The Regional Municipality of Waterloo is comprised of the cities of Waterloo, Kitchener, Cambridge and the townships of North Dumfries, Wilmot, Wellesley and Woolwich. Eighty-eight per cent of the region’s population resides in Kitchener-Waterloo. The water services are operated by the regional Transportation and Environmental Services Department that is overseen by a regional Planning and Works Committee. The Water Services Group operates the water infrastructure and produces the water, which it sells to each of the municipalities in the region who then distribute it to their residents setting their own prices. Waterloo’s water supply comes from groundwater. Its resources are therefore more limited, which has instigated the development of an extensive water efficiency program. In fact, Waterloo has won awards for its source protection (American Water Works Association), water efficiency programs (Ontario Water Works Association) and its water quality (Federation of Canadian Municipalities).

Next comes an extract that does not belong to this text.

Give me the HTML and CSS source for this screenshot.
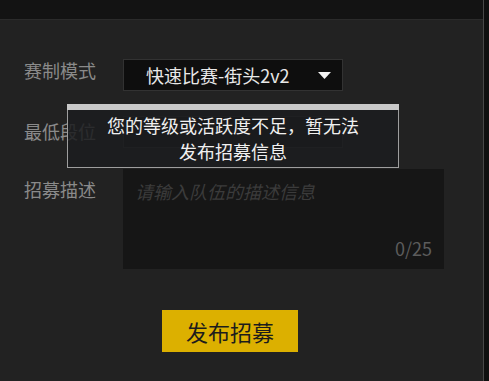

The Regional Municipality of York is comprised of the cities of Vaughan, Aurora, Markham, New Market, Richmond Hill, Georgina, the towns of East Gwillimbury and Witchurch Stouffville and the township of King. Sixty-eight per cent of the region’s population resides in Vaughan, Markham and Richmond Hill. The regional is land-locked and has several water sources including ground water and Lake Simcoe. The majority of the water supply however is Lake Ontario water purchased from Toronto Water. York has also recently begun a project to purchase water from the Regional Municipality of Peel as well. Due to its dependence on external sources and rapid population growth, water demand is a concern (Bakker, 2003a: 25). York has extensive water efficiency measures through its program “Water For Tomorrow”. It also investigated restructuring options in the looking at both a PPP and direct municipal management through a municipal utility, opting for the latter (Cameron, 2002; Bakker, 2003a).